Biden isn’t just fighting Trump, but a growing global disdain for intellectual acuity, in favor of populist platitudes and despotic bombast. Sadly, none of this analysis, of which Joe Biden surely must be aware more than anyone else, is going to help him and his party defend democracy in America if he sticks to his dated notion of an idealist America that clearly no longer exists. To buy time and opportunity for that hope, he may have to do what he has never done, and yield his place to a fitter champion. (Biden famously labored to overcome a childhood stutter and being bullied for it by reciting Yeats and Emerson in front of a mirror.)

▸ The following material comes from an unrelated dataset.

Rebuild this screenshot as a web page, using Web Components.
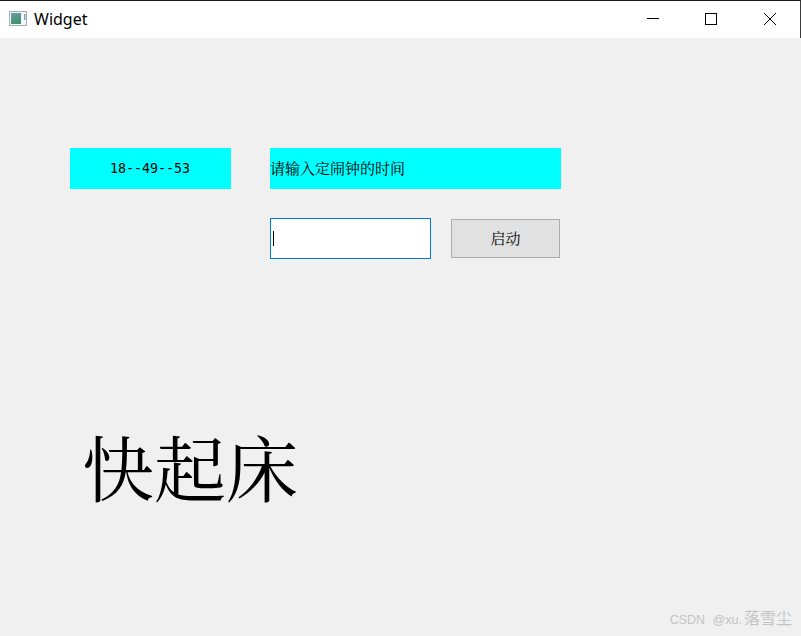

Both the New York Times and the Washington Post have called for Biden to stand down, a rising chorus that has been joined by important leaders and donors of the Democratic Party. There’s wishful speculation that – despite the obligatory public display of bravado and strong familial support – the more sensible Joe will prevail and see the election as being more than a personal Rubicon but indeed, as he himself puts it, an existential battle for democracy itself. If Biden goes down, the chances are he won’t be alone; the Republicans will win both the House and the Senate, giving Trump virtual carte blanche to reshape the rest of America in his own sour image. (And for us Filipinos, a Trump win will mean even less leverage in the West Philippine Sea, not that the US under any president will likely go to war on our behalf for a pot of soil at high tide; but isolationist Trump will be far more willing to bargain our rights away with China for economic and political gain.)

As distant onlookers with a strategic investment in November’s outcome, let’s pray that Sensible Joe will get the better of Fighting Joe, and give the stuttering truth a chance.